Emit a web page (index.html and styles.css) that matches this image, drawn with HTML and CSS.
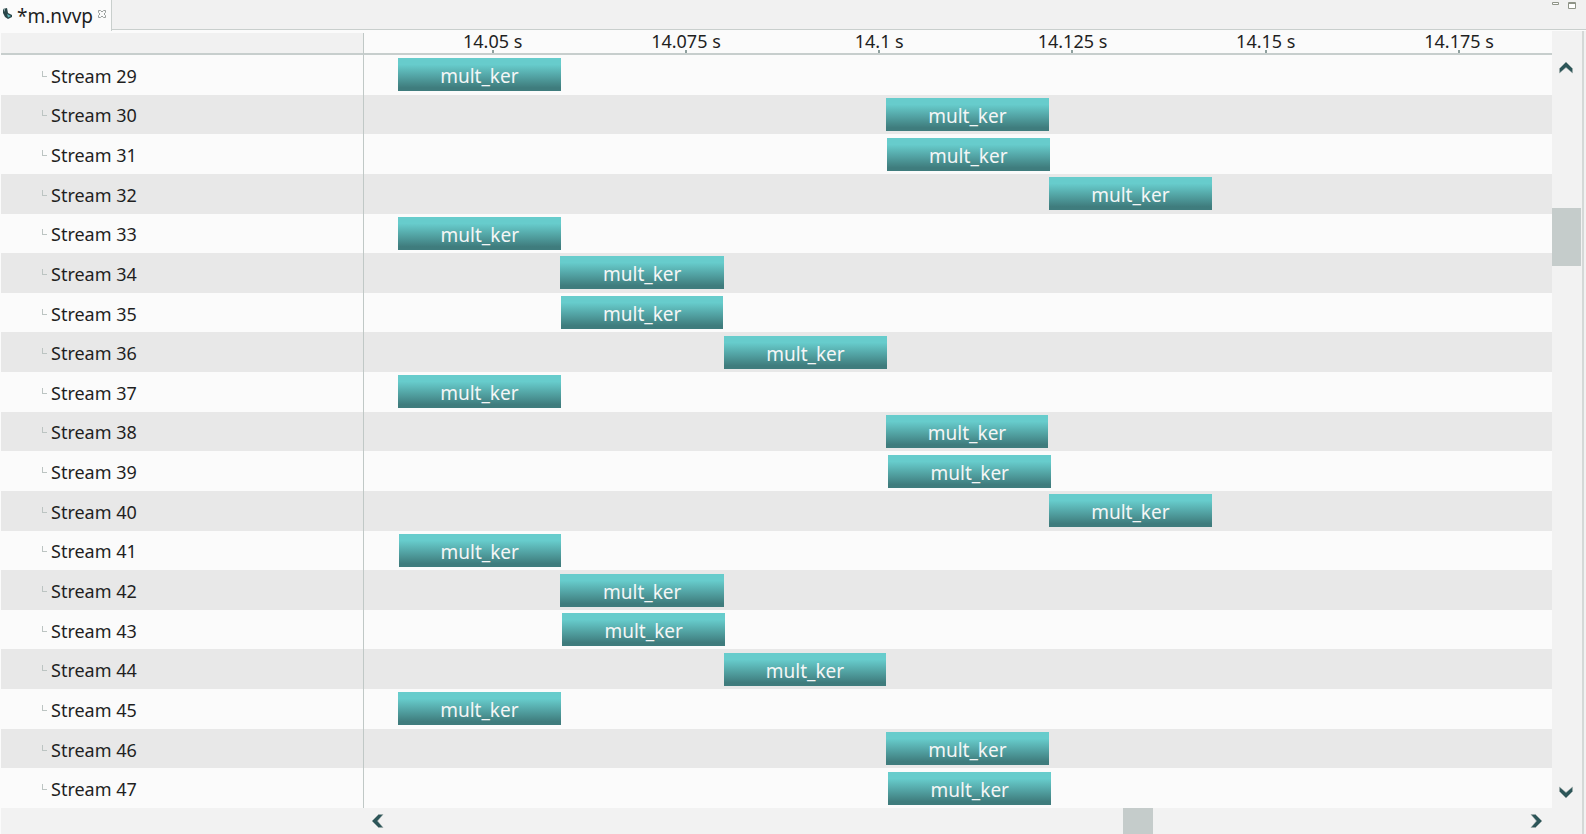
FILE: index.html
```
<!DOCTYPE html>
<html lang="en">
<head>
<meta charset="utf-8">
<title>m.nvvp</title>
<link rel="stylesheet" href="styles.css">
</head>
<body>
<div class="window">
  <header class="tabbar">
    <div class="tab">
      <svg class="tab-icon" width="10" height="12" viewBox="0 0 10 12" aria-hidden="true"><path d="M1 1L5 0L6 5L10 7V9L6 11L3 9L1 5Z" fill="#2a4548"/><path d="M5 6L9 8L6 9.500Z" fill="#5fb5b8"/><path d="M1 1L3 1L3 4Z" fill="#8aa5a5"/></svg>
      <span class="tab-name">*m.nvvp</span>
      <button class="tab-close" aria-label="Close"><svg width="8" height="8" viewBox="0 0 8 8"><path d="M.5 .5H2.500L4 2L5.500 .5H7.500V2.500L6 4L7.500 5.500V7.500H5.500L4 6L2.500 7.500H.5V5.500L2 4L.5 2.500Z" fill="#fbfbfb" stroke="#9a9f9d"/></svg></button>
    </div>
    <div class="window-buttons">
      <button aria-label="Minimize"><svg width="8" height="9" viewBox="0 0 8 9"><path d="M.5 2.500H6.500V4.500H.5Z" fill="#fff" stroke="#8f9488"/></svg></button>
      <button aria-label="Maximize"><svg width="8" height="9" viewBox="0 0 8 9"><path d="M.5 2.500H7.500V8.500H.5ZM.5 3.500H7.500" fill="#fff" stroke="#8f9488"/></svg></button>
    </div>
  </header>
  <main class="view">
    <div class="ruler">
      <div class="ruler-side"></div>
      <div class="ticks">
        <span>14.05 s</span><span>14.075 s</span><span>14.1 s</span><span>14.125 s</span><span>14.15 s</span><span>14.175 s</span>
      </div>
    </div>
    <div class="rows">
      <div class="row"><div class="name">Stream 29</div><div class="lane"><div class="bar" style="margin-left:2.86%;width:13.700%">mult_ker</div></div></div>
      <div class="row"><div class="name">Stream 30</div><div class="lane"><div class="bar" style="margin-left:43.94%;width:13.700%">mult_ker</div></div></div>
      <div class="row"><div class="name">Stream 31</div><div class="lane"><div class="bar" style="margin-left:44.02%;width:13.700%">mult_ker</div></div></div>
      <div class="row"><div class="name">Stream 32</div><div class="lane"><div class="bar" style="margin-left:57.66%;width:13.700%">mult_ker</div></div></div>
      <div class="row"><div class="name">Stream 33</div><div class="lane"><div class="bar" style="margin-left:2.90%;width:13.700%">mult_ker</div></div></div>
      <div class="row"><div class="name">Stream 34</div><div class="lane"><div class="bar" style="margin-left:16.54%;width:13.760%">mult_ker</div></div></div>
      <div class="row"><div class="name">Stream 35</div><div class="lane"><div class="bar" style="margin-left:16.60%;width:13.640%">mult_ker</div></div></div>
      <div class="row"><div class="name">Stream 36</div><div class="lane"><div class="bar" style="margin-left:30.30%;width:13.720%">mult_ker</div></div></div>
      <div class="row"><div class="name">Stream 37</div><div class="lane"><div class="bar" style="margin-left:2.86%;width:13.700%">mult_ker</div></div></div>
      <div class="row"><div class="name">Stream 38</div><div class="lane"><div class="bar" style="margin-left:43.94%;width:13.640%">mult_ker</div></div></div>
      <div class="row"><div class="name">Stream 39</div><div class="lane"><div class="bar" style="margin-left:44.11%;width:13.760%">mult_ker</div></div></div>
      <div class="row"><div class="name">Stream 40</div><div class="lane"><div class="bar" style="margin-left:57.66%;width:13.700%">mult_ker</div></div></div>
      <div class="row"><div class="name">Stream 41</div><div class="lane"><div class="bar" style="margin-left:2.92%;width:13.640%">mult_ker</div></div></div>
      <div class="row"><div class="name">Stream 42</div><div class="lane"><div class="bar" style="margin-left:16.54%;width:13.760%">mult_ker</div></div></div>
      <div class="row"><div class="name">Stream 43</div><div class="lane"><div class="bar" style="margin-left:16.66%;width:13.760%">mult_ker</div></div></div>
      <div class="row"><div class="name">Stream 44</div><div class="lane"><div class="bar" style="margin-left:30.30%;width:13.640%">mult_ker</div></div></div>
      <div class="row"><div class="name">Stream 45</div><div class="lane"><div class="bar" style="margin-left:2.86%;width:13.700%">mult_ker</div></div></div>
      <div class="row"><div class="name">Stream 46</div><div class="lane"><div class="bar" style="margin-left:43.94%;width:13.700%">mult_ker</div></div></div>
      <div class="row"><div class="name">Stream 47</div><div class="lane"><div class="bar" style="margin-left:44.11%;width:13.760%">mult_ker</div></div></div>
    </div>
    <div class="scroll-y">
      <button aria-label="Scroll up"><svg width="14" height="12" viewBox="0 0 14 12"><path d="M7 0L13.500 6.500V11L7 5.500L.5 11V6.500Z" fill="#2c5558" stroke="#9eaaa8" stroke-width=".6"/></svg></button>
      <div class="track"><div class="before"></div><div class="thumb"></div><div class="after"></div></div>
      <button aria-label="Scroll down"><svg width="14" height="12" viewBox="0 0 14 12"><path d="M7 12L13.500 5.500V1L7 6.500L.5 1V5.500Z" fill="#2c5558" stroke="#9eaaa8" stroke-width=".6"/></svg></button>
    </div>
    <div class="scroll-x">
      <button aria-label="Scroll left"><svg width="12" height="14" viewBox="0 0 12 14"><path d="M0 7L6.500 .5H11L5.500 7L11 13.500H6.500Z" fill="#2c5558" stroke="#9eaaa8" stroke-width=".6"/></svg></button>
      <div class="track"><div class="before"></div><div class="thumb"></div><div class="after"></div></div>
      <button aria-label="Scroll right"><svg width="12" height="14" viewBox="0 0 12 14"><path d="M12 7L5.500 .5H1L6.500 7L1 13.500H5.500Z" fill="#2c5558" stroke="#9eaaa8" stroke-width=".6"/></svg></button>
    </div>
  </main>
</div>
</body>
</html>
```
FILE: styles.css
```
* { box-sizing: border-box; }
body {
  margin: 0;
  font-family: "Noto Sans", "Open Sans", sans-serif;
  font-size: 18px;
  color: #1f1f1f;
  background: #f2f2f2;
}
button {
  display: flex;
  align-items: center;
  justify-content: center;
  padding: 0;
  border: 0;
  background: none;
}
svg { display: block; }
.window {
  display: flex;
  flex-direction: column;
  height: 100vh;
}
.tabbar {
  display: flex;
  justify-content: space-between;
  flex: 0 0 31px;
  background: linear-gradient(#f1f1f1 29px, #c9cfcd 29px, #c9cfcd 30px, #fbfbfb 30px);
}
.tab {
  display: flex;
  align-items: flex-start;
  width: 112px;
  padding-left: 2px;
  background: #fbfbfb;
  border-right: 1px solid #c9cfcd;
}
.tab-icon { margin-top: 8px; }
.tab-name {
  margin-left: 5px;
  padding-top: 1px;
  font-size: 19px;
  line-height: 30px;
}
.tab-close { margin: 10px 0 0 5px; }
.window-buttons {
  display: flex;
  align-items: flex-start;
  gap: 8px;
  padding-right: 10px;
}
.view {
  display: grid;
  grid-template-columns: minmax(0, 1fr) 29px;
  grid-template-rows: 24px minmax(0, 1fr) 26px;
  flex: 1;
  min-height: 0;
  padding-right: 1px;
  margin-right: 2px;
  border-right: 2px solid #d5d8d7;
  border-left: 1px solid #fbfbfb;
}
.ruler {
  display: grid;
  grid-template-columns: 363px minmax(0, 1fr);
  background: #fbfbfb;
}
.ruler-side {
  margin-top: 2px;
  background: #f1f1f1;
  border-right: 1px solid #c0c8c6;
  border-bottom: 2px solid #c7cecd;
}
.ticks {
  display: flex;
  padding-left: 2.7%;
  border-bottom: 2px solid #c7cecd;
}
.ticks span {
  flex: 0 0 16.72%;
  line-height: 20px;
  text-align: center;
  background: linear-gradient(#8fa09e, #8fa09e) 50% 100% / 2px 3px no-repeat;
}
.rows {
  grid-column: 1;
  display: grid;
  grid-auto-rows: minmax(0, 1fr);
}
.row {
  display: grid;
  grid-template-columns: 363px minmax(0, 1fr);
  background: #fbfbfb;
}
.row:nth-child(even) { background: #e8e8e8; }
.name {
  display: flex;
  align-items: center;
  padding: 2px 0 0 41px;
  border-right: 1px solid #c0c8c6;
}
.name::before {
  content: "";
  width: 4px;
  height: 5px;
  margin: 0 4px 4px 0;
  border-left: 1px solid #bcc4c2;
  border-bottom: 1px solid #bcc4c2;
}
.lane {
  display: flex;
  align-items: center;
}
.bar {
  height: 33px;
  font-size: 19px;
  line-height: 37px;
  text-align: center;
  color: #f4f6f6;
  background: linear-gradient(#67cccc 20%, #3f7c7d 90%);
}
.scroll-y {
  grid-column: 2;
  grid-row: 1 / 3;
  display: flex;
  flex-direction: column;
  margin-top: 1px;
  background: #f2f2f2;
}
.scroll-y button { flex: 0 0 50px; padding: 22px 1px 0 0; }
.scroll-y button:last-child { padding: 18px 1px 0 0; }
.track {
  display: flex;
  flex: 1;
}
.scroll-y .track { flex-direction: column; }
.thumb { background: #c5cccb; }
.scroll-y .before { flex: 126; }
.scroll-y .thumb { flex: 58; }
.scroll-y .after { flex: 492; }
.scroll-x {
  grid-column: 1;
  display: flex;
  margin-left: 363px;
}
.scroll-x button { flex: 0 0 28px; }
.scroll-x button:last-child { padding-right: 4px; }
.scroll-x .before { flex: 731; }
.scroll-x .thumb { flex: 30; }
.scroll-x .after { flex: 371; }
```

---

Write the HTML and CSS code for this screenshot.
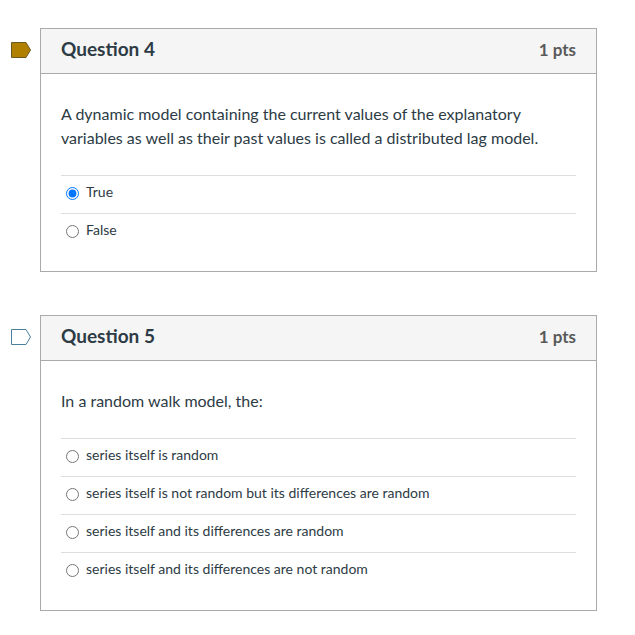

_WORK TO COMPLETE_: Work through the records above line by line and count those that hold the string "this". Give only the result.

_WRITTEN ANSWER_: 2